DATASET ENTRIES =>

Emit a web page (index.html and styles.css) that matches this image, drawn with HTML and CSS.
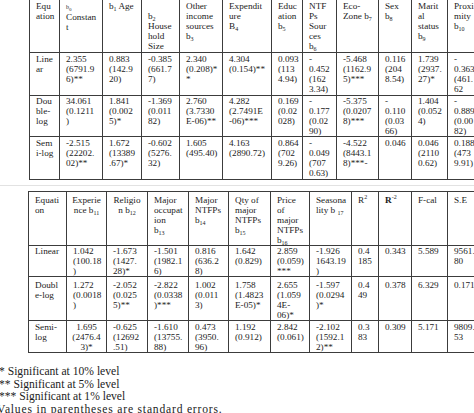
FILE: index.html
```html
<!DOCTYPE html>
<html>
<head>
<meta charset="utf-8">
<title>Regression results</title>
<link rel="stylesheet" href="styles.css">
</head>
<body>
<div class="page">
<table class="tbl t1">
<colgroup>
<col class="w30"><col class="w43"><col class="w39"><col class="w38"><col class="w43"><col class="w49"><col class="w31"><col class="w34"><col class="w42"><col class="w33"><col class="w36"><col class="w40">
</colgroup>
<tr class="t1-head">
<td>Equ<br>ation</td>
<td><span class="tiny">b<sub>0</sub></span><br>Constan<br>t</td>
<td>b<sub>1</sub> Age</td>
<td>&nbsp;<br>b<sub>2</sub><br>House<br>hold<br>Size</td>
<td>Other<br>income<br>sources<br>b<sub>3</sub></td>
<td>Expendit<br>ure<br>B<sub>4</sub></td>
<td>Educ<br>ation<br>b<sub>5</sub></td>
<td>NTF<br>Ps<br>Sour<br>ces<br>b<sub>6</sub></td>
<td>Eco-<br>Zone b<sub>7</sub></td>
<td>Sex<br>b<sub>8</sub></td>
<td>Marit<br>al<br>status<br>b<sub>9</sub></td>
<td>Proxi<br>mity<br>b<sub>10</sub></td>
</tr>
<tr class="t1-lin">
<td>Line<br>ar</td>
<td>2.355<br>(6791.9<br>6)**</td>
<td>0.883<br>(142.9<br>20)</td>
<td>-0.385<br>(661.7<br>7)</td>
<td>2.340<br>(0.208)*<br>*</td>
<td>4.304<br>(0.154)**</td>
<td>0.093<br>(113<br>4.94)</td>
<td>-<br>0.452<br>(162<br>3.34)</td>
<td>-5.468<br>(1162.9<br>5)***</td>
<td>0.116<br>(204<br>8.54)</td>
<td>1.739<br>(2937.<br>27)*</td>
<td>-<br>0.363*<br>(461.<br>62</td>
</tr>
<tr class="t1-dbl">
<td>Dou<br>ble-<br>log</td>
<td>34.061<br>(0.1211<br>)</td>
<td>1.841<br>(0.002<br>5)*</td>
<td>-1.369<br>(0.011<br>82)</td>
<td>2.760<br>(3.7330<br>E-06)**</td>
<td>4.282<br>(2.7491E<br>-06)***</td>
<td>0.169<br>(0.02<br>028)</td>
<td>-<br>0.177<br>(0.02<br>90)</td>
<td>-5.375<br>(0.0207<br>8)***</td>
<td>-<br>0.110<br>(0.03<br>66)</td>
<td>1.404<br>(0.052<br>4)</td>
<td>-<br>0.889*<br>(0.00<br>82)</td>
</tr>
<tr class="t1-semi">
<td>Sem<br>i-log</td>
<td>-2.515<br>(22202.<br>02)**</td>
<td>1.672<br>(13389<br>.67)*</td>
<td>-0.602<br>(5276.<br>32)</td>
<td>1.605<br>(495.40)</td>
<td>4.163<br>(2890.72)</td>
<td>0.864<br>(702<br>9.26)</td>
<td>-<br>0.049<br>(707<br>0.63)</td>
<td>-4.522<br>(8443.1<br>8)***-</td>
<td>0.046</td>
<td>0.046<br>(2110<br>0.62)</td>
<td>0.188*<br>(473<br>9.91)</td>
</tr>
</table>

<div class="rule"></div>

<table class="tbl t2">
<colgroup>
<col class="w38"><col class="w40"><col class="w41"><col class="w41"><col class="w40"><col class="w42"><col class="w39"><col class="w42"><col class="w27"><col class="w33"><col class="w36"><col class="w40">
</colgroup>
<tr class="t2-head">
<td>Equati<br>on</td>
<td class="ctr">Experie<br>nce b<sub>11</sub></td>
<td class="ctr">Religio<br>n b<sub>12</sub></td>
<td>Major<br>occupat<br>ion<br>b<sub>13</sub></td>
<td>Major<br>NTFPs<br>b<sub>14</sub></td>
<td>Qty of<br>major<br>NTFPs<br>b<sub>15</sub></td>
<td>Price<br>of<br>major<br>NTFPs<br>b<sub>16</sub></td>
<td>Seasona<br>lity b <sub>17</sub></td>
<td>R<sup>2</sup></td>
<td><b>R</b><sup>-2</sup></td>
<td>F-cal</td>
<td>S.E</td>
</tr>
<tr class="t2-lin">
<td>Linear</td>
<td>1.042<br>(100.18<br>)</td>
<td>-1.673<br>(1427.<br>28)*</td>
<td>-1.501<br>(1982.1<br>6)</td>
<td>0.816<br>(636.2<br>8)</td>
<td>1.642<br>(0.829)</td>
<td>2.859<br>(0.059)<br>***</td>
<td>-1.926<br>1643.19<br>)</td>
<td>0.4<br>185</td>
<td>0.343</td>
<td>5.589</td>
<td>9561.<br>80</td>
</tr>
<tr class="t2-dbl">
<td>Doubl<br>e-log</td>
<td>1.272<br>(0.0018<br>)</td>
<td>-2.052<br>(0.025<br>5)**</td>
<td>-2.822<br>(0.0338<br>)***</td>
<td>1.002<br>(0.011<br>3)</td>
<td>1.758<br>(1.4823<br>E-05)*</td>
<td>2.655<br>(1.059<br>4E-<br>06)*</td>
<td>-1.597<br>(0.0294<br>)*</td>
<td>0.4<br>49</td>
<td>0.378</td>
<td>6.329</td>
<td>0.171</td>
</tr>
<tr class="t2-semi">
<td>Semi-<br>log</td>
<td class="ctr">1.695<br>(2476.4<br>3)*</td>
<td>-0.625<br>(12692<br>.51)</td>
<td>-1.610<br>(13755.<br>88)</td>
<td>0.473<br>(3950.<br>96)</td>
<td>1.192<br>(0.912)</td>
<td>2.842<br>(0.061)</td>
<td>-2.102<br>(1592.1<br>2)**</td>
<td>0.3<br>83</td>
<td>0.309</td>
<td>5.171</td>
<td>9809.<br>53</td>
</tr>
</table>

<div class="notes">
<p>* Significant at 10% level</p>
<p>** Significant at 5% level</p>
<p>*** Significant at 1% level</p>
<p class="wide">Values in parentheses are standard errors.</p>
</div>
</div>
</body>
</html>
```
FILE: styles.css
```css
html, body {
  margin: 0;
  padding: 0;
  overflow: hidden;
  background: #ffffff;
}
body {
  width: 474px;
  height: 413px;
  font-family: "Liberation Serif", "Times New Roman", serif;
  color: #1c1c1c;
}
.page {
  display: flex;
  flex-direction: column;
  align-items: flex-start;
  width: 520px;
}
.tbl {
  border-collapse: collapse;
  table-layout: fixed;
  font-size: 9.2px;
  line-height: 10px;
}
.tbl td {
  border: 1px solid #3c3c3c;
  vertical-align: top;
  padding: 0 1px 0 6px;
  white-space: nowrap;
  overflow: hidden;
}
.tbl td.ctr {
  text-align: center;
  padding-left: 3px;
  padding-right: 3px;
}
.tbl sub {
  font-size: 6px;
  vertical-align: -2px;
  line-height: 0;
}
.tbl sup {
  font-size: 6px;
  vertical-align: 4px;
  line-height: 0;
}
.tiny {
  font-size: 6px;
}
.tiny sub {
  font-size: 5px;
}
.w27 { width: 27px; }
.w30 { width: 30px; }
.w31 { width: 31px; }
.w33 { width: 33px; }
.w34 { width: 34px; }
.w36 { width: 36px; }
.w38 { width: 38px; }
.w39 { width: 39px; }
.w40 { width: 40px; }
.w41 { width: 41px; }
.w42 { width: 42px; }
.w43 { width: 43px; }
.w49 { width: 49px; }

.t1 {
  margin: -1px 0 0 29px;
  width: 458px;
}
.t1-head { height: 53px; }
.t1-head td { padding-top: 1px; }
.t1-lin { height: 43px; }
.t1-lin td { padding-top: 1px; }
.t1-dbl { height: 40px; }
.t1-semi { height: 43px; }
.t1-semi td { padding-top: 1px; }

.rule {
  width: 100%;
  height: 1px;
  background: #e2e2e2;
  margin: 5px 0 5px 0;
}

.t2 {
  margin: 0 0 0 28px;
  width: 459px;
}
.t2-head { height: 54px; }
.t2-head td { padding-top: 3px; }
.t2-lin { height: 29px; }
.t2-dbl { height: 44px; }
.t2-dbl td { padding-top: 3px; }
.t2-semi { height: 31px; }
.t2-semi td { padding-top: 1px; }

.notes {
  margin: 13px 0 0 -1px;
  font-size: 11.6px;
  line-height: 12.5px;
}
.notes p {
  margin: 0;
  white-space: nowrap;
}
.notes p.wide {
  letter-spacing: 0.8px;
  margin-left: -2px;
}
```
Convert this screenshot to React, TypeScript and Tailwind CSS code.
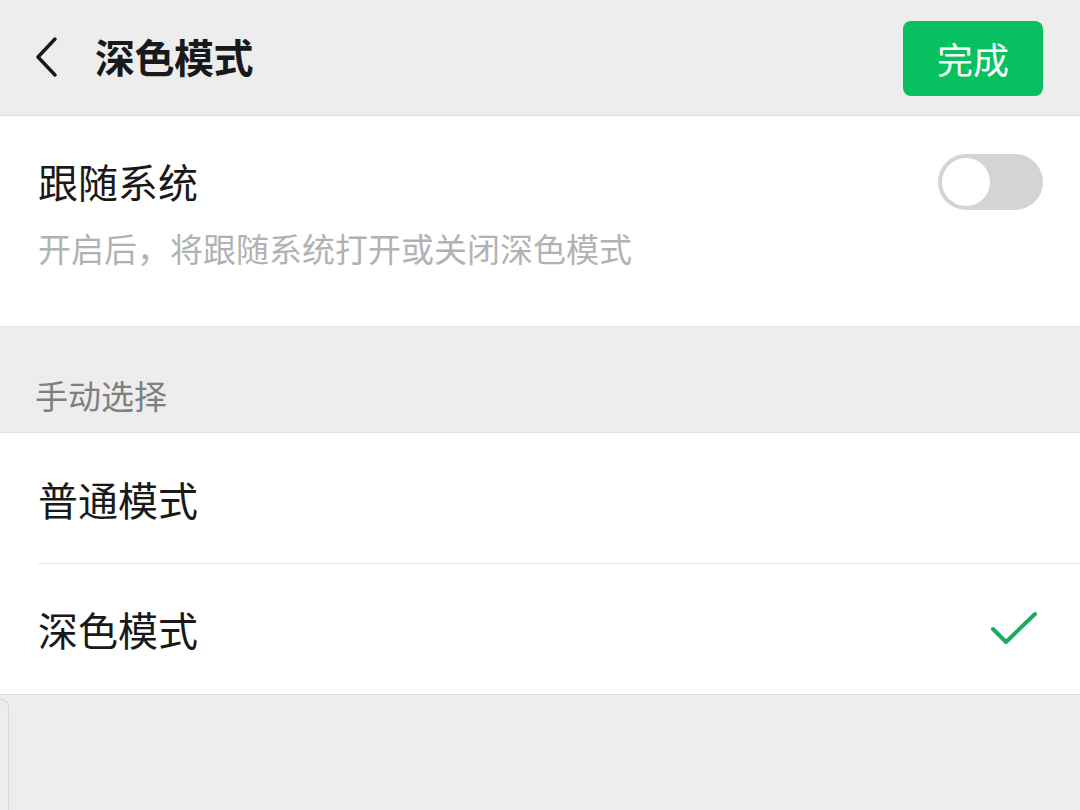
import React from "react";

const font = { fontFamily: '"Noto Sans CJK SC", "Noto Sans", sans-serif' };

const Check = () => (
  <svg width="48" height="40" viewBox="0 0 48 40" fill="none">
    <path d="M3 20 L16 33 L45 5" stroke="#1aad5f" strokeWidth="4" strokeLinecap="round" strokeLinejoin="round" />
  </svg>
);

export default function App() {
  return (
    <div className="w-[1080px] h-[810px] bg-[#ededed] flex flex-col overflow-hidden text-[#191919]" style={font}>
      <div className="h-[116px] shrink-0 flex items-center pl-[33px] pr-[37px] border-b border-[#d9d9d9]">
        <svg width="28" height="42" viewBox="0 0 28 42" fill="none" className="mt-[-2px]">
          <path d="M22 3 L5 21 L22 39" stroke="#191919" strokeWidth="3.5" strokeLinecap="round" strokeLinejoin="round" />
        </svg>
        <div className="ml-[34px] text-[40px] font-bold leading-none tracking-[-0.5px] mt-[-4px]">深色模式</div>
        <button className="ml-auto w-[140px] h-[75px] mt-[1px] rounded-[8px] bg-[#07c160] text-white text-[36px] leading-none flex items-center justify-center">
          完成
        </button>
      </div>

      <div className="bg-white h-[211px] shrink-0 pl-[38px] pr-[37px] pt-[36px] border-b border-[#e5e5e5]">
        <div className="flex items-center justify-between">
          <div className="text-[40px] leading-none">跟随系统</div>
          <div className="w-[105px] h-[56px] rounded-full bg-[#d4d4d4] p-[4px] flex items-center mt-[2px]">
            <div className="w-[48px] h-[48px] rounded-full bg-white" />
          </div>
        </div>
        <div className="mt-[22px] text-[33px] leading-none text-[#b2b2b2]">开启后，将跟随系统打开或关闭深色模式</div>
      </div>

      <div className="h-[106px] shrink-0 flex items-end pl-[35px] pb-[20px] border-b border-[#e0e0e0]">
        <div className="text-[33px] leading-none text-[#7f7f7f]">手动选择</div>
      </div>

      <div className="bg-white shrink-0 border-b border-[#e0e0e0]">
        <div className="h-[130px] flex items-center pl-[38px] text-[40px] leading-none">
          <span className="mt-[1px]">普通模式</span>
        </div>
        <div className="ml-[38px] border-t border-[#e5e5e5]" />
        <div className="h-[130px] flex items-center justify-between pl-[38px] pr-[42px] text-[40px] leading-none">
          <span>深色模式</span>
          <Check />
        </div>
      </div>

      <div className="flex-1 pt-[4px]">
        <div className="w-[9px] h-full rounded-tr-[8px] border-t border-r border-[#d6d6d6]" />
      </div>
    </div>
  );
}
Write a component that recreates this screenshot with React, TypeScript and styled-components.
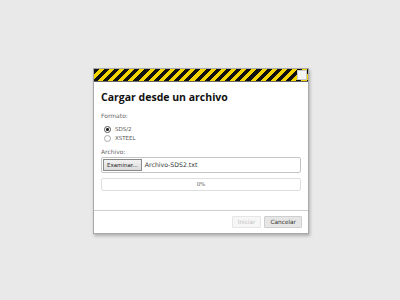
import React, { ReactElement, useState } from "react";
import styled, { createGlobalStyle } from "styled-components";

const GlobalStyle = createGlobalStyle`
    html, body {
        margin: 0;
        padding: 0;
        background: #e9e9e9;
    }
`;

const Page = styled.div`
    width: 100vw;
    height: 100vh;
    box-sizing: border-box;
    padding: 1px 0 0 2px;
    display: flex;
    align-items: center;
    justify-content: center;
`;

const Dialog = styled.div`
    width: 214px;
    height: 164px;
    background: #ffffff;
    border: 1px solid #a9a9a9;
    box-shadow: 1px 2px 3px rgba(0, 0, 0, 0.25);
    display: flex;
    flex-direction: column;
`;

const Header = styled.div`
    height: 12px;
    flex-shrink: 0;
    border-bottom: 1px solid #666;
    background: repeating-linear-gradient(135deg, #111 0px, #111 3.6px, #f3d400 3.6px, #f3d400 7.2px);
    display: flex;
    justify-content: flex-end;
    align-items: center;
    padding-right: 1px;
`;

const CloseBox = styled.div`
    width: 8px;
    height: 8px;
    background: #f4f4f4;
    border: 1px solid #c9c9c9;
`;

const Body = styled.div`
    flex: 1;
    padding: 7px 7px 0 7px;
    display: flex;
    flex-direction: column;
`;

const Title = styled.h1`
    margin: 0;
    font-family: "Open Sans", sans-serif;
    font-weight: 700;
    font-size: 10.5px;
    line-height: 16px;
    color: #111;
`;

const Label = styled.div<{ top: number }>`
    margin-top: ${p => p.top}px;
    font-family: "DejaVu Sans", Verdana, sans-serif;
    font-size: 6px;
    line-height: 9px;
    color: #666;
`;

const Options = styled.div`
    margin-top: 6px;
    padding-left: 3px;
    display: flex;
    flex-direction: column;
    gap: 2px;
`;

const Option = styled.label`
    display: flex;
    align-items: center;
    gap: 4px;
    font-family: "DejaVu Sans", Verdana, sans-serif;
    font-size: 5.5px;
    line-height: 7px;
    color: #555;
`;

const Radio = styled.span<{ checked: boolean }>`
    width: 5px;
    height: 5px;
    border-radius: 50%;
    border: 1px solid ${p => (p.checked ? "#555" : "#aaa")};
    background: ${p => (p.checked ? "radial-gradient(circle, #222 0 1.3px, #fff 1.6px)" : "#fff")};
`;

const FileField = styled.div`
    margin-top: 1px;
    height: 14px;
    border: 1px solid #c4c4c4;
    border-radius: 2px;
    display: flex;
    align-items: center;
    padding-left: 1px;
    gap: 3px;
`;

const BrowseButton = styled.div`
    height: 10px;
    padding: 0 3px;
    border: 1px solid #8a8a8a;
    background: linear-gradient(#f2f2f2, #dcdcdc);
    font-family: "DejaVu Sans", Verdana, sans-serif;
    font-size: 5.5px;
    line-height: 10px;
    color: #222;
`;

const FileName = styled.span`
    font-family: "DejaVu Sans", Verdana, sans-serif;
    font-size: 6.2px;
    color: #333;
`;

const Progress = styled.div`
    margin-top: 5px;
    height: 11px;
    border: 1px solid #dedede;
    border-radius: 2px;
    display: flex;
    align-items: center;
    justify-content: center;
    font-family: "DejaVu Sans", Verdana, sans-serif;
    font-size: 5.5px;
    color: #666;
`;

const Footer = styled.div`
    height: 22px;
    flex-shrink: 0;
    border-top: 1px solid #cfcfcf;
    display: flex;
    justify-content: flex-end;
    align-items: center;
    gap: 3px;
    padding-right: 6px;
`;

const Button = styled.div<{ disabled?: boolean }>`
    height: 10px;
    padding: 0 5px;
    border: 1px solid ${p => (p.disabled ? "#e6e6e6" : "#cfcfcf")};
    border-radius: 1px;
    background: ${p => (p.disabled ? "#f6f6f6" : "#e6e6e6")};
    font-family: "DejaVu Sans", Verdana, sans-serif;
    font-size: 5.8px;
    line-height: 10px;
    color: ${p => (p.disabled ? "#c4c4c4" : "#333")};
`;

export default function App(): ReactElement {
    const [format, setFormat] = useState("SDS/2");
    const formats = ["SDS/2", "XSTEEL"];

    return (
        <Page>
            <GlobalStyle />
            <Dialog>
                <Header>
                    <CloseBox />
                </Header>
                <Body>
                    <Title>Cargar desde un archivo</Title>
                    <Label top={6}>Formato:</Label>
                    <Options>
                        {formats.map(f => (
                            <Option key={f} onClick={() => setFormat(f)}>
                                <Radio checked={format === f} />
                                {f}
                            </Option>
                        ))}
                    </Options>
                    <Label top={5}>Archivo:</Label>
                    <FileField>
                        <BrowseButton>Examinar...</BrowseButton>
                        <FileName>Archivo-SDS2.txt</FileName>
                    </FileField>
                    <Progress>0%</Progress>
                </Body>
                <Footer>
                    <Button disabled>Iniciar</Button>
                    <Button>Cancelar</Button>
                </Footer>
            </Dialog>
        </Page>
    );
}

GIVEN PROBLEM => Copy each line of the data above that holds "with".

THE SOLUTION =>
Emit a web page (index.html and styles.css) that matches this image, drawn with HTML and CSS.
Write a component that recreates this screenshot with React, TypeScript and styled-components.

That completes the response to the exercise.